President Donald Trump’s on-again-off-again promise to have the government negotiate drug prices directly with pharmaceutical companies is back on again.
During the presidential campaign, Trump said he wanted the federal government to use its bargaining leverage to extract lower prescription prices for Medicare beneficiaries ― in effect, doing for seniors what governments in other countries have long done for their citizens.
In saying that, Trump seemed to break sharply with Republican lawmakers, who have traditionally opposed giving the U.S. government that power. He also seemed to pick a big fight with the pharmaceutical industry, which is among the most influential in American politics.
But last week, after meeting with several drug company executives at the White House, Trump appeared to back away from his promise.
“I’ll oppose anything that makes it harder for smaller, younger companies to take the risk of bringing their product to a vibrantly competitive market,” Trump said. “That includes price-fixing by the biggest dog in the market, Medicare, which is what’s happening.”
Like so many other policy pronouncements from the Trump White House, those statements were sufficiently ambiguous to invite different, even conflicting interpretations of exactly what the president meant.
Fast forward to Tuesday and the daily White House media briefing, when NPR’s Mara Liasson asked Press Secretary Sean Spicer to clarify, once and for all, what Trump’s actual position is.
Here’s how the exchange went:
Liasson: So is he for Medicare negotiating drug prices or not?
Spicer: He’s for it, yes. He wants to make sure ...
Liasson: He’s still for it?
From there, Spicer gave a slightly disjointed explanation of what he meant. Here it is:
The president’s clear. The president’s clear. I mean, when you look at the cost of ― not to drug costs. The U.S. government has not done. I mean, you look at what other, frankly ― the easier way to look at this is what other countries have done, negotiating costs to keep those down.

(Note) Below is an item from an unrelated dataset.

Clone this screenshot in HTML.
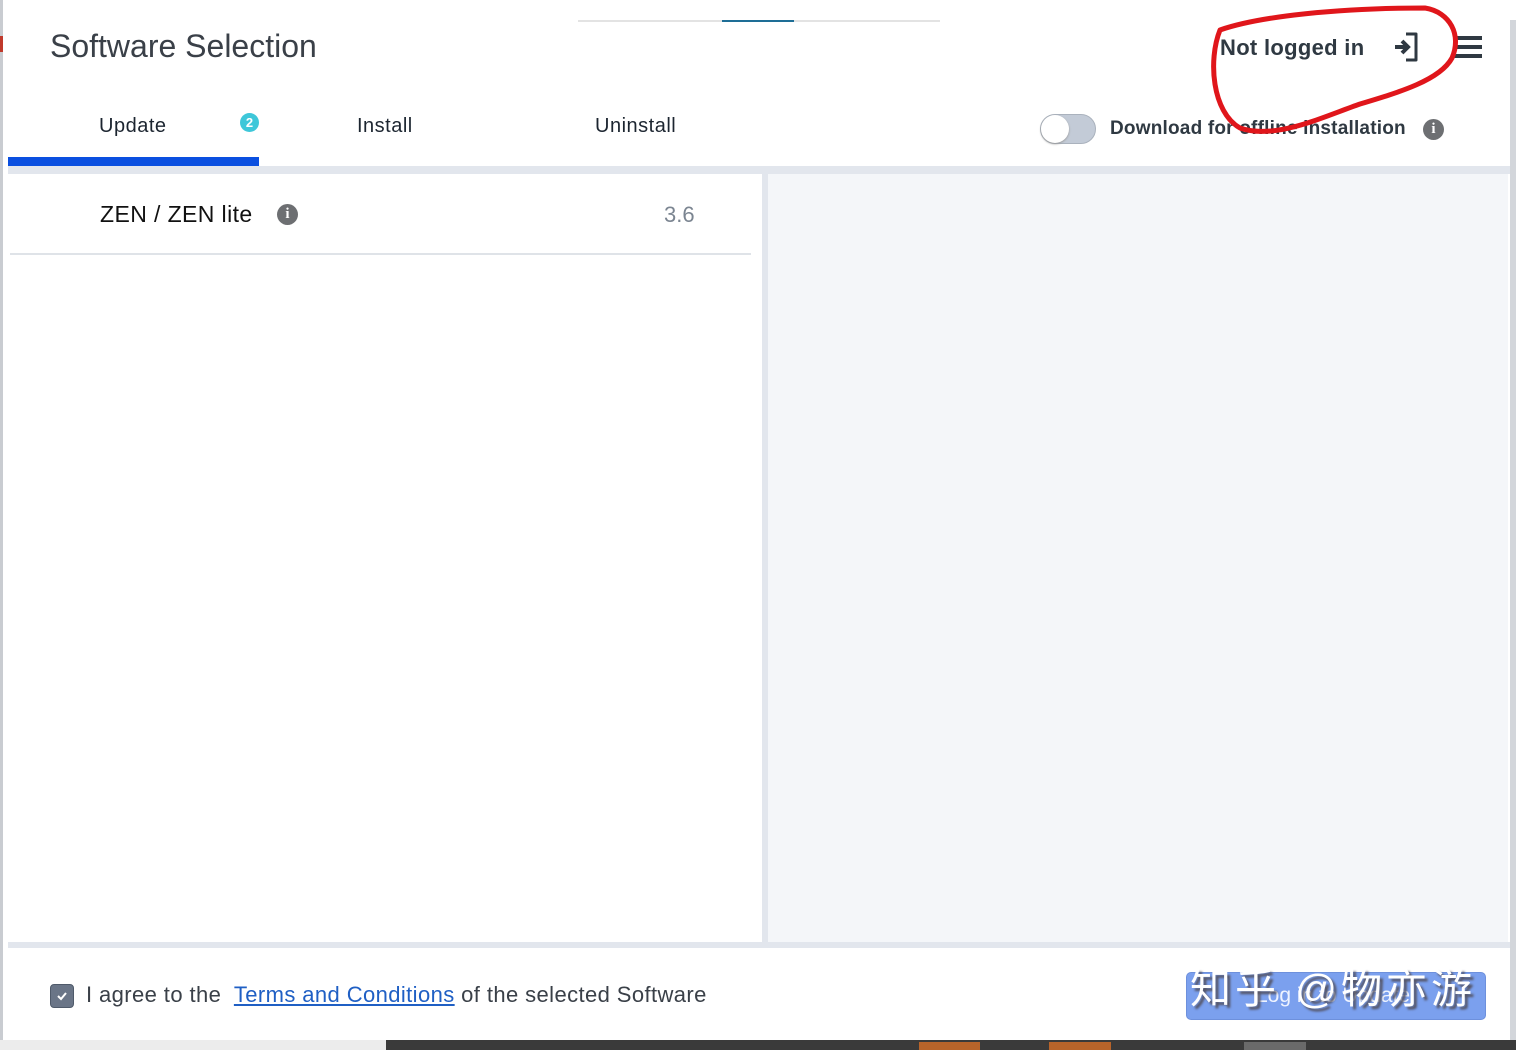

After that, Spicer talked about the burden that drug prices place on seniors and ended with a paean to Trump’s negotiating skills:
His commitment is to make sure, is that he does what he can and rather successfully use his skills as a businessman to drive down.
If Trump decided to take this idea of negotiating drug prices seriously, and if Congress signed on, there is the potential to deliver savings both to seniors and to taxpayers ― although the amount of savings would depend entirely on how much negotiating power the federal government actually had. (In other countries, governments can refuse to cover certain drugs altogether in their health care programs. That gives them the leverage to win big discounts.)
But while polls suggest most Americans support government negotiation on drug prices, getting a proposal through Congress would be politically difficult. Even many Democrats would oppose the effort, simply because, like Republicans, they depend heavily on campaign contributions from the drug industry ― and live in fear of negative advertising that the pharma lobby could deploy against them.
Of course, whether Trump really supports the notion of government negotiating prices is anybody’s guess. Notwithstanding Spicer’s very direct answer to Liasson’s very direct question, the end of Spicer’s response leaves open the possibility that Trump envisions a different kind of strategy on drug prices.
Specifically, it’s possible the president imagines he will personally sit down with drug company executives, and badger or cajole them into knocking down the prices of their products ― in much the way Trump has promised to go after companies that threaten to move operations overseas.
It’s also possible that the president and his advisers have not worked out a clear position on how to reduce the price of prescription drugs.
In other words, Tuesday’s statement from Spicer could have no significance at all.